_Required task:_ Select the lines that hold the word "React" and copy each one.
## begin Raw records
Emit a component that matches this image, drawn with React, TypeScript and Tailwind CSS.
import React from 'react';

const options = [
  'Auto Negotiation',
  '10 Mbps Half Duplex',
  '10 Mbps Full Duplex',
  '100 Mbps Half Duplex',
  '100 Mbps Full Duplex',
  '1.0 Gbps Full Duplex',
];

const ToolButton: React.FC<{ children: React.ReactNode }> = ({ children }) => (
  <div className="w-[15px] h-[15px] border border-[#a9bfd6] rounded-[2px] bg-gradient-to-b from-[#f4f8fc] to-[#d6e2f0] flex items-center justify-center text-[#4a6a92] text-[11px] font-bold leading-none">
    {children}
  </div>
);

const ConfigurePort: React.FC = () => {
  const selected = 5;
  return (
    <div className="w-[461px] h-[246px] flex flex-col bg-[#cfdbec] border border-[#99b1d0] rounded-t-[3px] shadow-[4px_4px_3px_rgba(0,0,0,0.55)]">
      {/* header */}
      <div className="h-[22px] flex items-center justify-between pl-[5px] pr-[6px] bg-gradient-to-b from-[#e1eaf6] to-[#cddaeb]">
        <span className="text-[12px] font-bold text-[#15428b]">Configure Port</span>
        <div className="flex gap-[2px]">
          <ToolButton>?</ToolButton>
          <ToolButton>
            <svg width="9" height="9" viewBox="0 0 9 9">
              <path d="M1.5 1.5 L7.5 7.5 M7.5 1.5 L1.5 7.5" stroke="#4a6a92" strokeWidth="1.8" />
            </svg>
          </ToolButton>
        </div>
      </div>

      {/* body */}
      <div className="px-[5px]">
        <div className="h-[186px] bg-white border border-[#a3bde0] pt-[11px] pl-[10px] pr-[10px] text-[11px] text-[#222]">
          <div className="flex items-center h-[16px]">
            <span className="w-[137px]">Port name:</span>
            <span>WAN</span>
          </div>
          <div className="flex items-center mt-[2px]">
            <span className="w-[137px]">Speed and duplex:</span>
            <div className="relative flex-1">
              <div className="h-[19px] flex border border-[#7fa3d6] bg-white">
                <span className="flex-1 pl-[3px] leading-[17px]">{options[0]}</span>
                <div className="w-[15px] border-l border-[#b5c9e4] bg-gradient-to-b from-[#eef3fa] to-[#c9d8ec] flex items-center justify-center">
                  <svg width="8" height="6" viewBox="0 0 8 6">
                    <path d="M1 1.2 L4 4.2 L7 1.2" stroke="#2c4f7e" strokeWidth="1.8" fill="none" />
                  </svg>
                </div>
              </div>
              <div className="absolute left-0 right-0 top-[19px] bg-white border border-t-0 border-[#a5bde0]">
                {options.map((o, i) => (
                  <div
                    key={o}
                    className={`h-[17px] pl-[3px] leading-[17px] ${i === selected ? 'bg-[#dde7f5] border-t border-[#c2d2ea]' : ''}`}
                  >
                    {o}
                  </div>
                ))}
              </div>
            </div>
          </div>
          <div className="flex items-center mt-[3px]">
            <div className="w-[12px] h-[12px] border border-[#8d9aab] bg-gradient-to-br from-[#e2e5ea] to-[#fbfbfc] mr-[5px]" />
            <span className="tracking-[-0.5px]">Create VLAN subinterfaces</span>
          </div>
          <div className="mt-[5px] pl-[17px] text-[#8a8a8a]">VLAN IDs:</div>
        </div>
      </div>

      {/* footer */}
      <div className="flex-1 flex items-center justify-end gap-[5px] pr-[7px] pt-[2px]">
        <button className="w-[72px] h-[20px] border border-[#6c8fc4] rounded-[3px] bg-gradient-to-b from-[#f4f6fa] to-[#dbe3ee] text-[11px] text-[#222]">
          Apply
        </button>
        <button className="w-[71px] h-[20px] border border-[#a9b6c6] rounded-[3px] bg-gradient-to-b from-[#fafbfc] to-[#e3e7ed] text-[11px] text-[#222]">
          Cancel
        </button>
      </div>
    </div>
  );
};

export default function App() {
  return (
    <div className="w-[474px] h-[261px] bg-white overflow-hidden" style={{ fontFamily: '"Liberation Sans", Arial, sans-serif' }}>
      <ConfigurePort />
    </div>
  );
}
## end Raw records
## begin Raw records
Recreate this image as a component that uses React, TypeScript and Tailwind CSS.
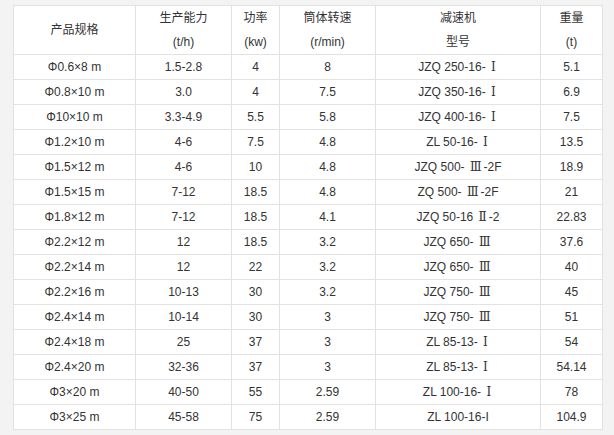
## end Raw records
## begin Raw records
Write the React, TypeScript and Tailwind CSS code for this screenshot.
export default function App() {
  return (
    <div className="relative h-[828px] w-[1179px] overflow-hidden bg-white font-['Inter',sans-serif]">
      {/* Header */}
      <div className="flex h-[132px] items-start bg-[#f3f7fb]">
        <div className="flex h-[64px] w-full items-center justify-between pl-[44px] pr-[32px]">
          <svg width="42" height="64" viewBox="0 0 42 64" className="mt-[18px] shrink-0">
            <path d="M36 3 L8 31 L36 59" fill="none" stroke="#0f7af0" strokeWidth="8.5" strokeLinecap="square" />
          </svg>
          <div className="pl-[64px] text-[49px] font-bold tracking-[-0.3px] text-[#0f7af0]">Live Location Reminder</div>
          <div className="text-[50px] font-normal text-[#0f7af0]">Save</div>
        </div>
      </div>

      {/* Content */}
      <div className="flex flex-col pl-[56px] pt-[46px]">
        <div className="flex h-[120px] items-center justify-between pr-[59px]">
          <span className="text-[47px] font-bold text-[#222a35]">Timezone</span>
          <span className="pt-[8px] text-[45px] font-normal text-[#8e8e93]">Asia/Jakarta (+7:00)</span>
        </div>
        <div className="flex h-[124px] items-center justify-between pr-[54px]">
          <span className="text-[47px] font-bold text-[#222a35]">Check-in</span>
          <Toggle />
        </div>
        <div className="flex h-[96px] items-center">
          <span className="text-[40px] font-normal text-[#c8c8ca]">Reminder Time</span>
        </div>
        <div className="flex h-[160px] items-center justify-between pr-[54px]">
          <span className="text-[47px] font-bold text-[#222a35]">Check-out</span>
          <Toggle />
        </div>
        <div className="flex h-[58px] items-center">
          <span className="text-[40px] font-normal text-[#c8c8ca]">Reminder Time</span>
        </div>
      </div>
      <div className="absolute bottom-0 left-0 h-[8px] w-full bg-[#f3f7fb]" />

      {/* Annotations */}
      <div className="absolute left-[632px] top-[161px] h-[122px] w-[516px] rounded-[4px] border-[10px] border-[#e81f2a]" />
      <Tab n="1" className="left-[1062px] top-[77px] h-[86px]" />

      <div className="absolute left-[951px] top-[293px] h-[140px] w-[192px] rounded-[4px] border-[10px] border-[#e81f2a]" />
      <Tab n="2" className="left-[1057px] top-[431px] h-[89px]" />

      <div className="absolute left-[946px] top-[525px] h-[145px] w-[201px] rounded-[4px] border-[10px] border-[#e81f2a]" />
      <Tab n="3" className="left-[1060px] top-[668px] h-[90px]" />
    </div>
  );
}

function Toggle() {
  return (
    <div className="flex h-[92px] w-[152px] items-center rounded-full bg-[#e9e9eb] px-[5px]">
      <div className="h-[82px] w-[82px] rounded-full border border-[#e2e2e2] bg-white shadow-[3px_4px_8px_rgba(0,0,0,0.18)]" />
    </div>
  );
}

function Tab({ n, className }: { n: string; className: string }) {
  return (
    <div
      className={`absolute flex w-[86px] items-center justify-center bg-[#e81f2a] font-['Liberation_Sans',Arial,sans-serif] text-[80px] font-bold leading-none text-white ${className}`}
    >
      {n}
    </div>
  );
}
## end Raw records
_Result:_
Emit a component that matches this image, drawn with React, TypeScript and Tailwind CSS.
import React from 'react';
const ToolButton: React.FC<{ children: React.ReactNode }> = ({ children }) => (
const ConfigurePort: React.FC = () => {
Recreate this image as a component that uses React, TypeScript and Tailwind CSS.
Write the React, TypeScript and Tailwind CSS code for this screenshot.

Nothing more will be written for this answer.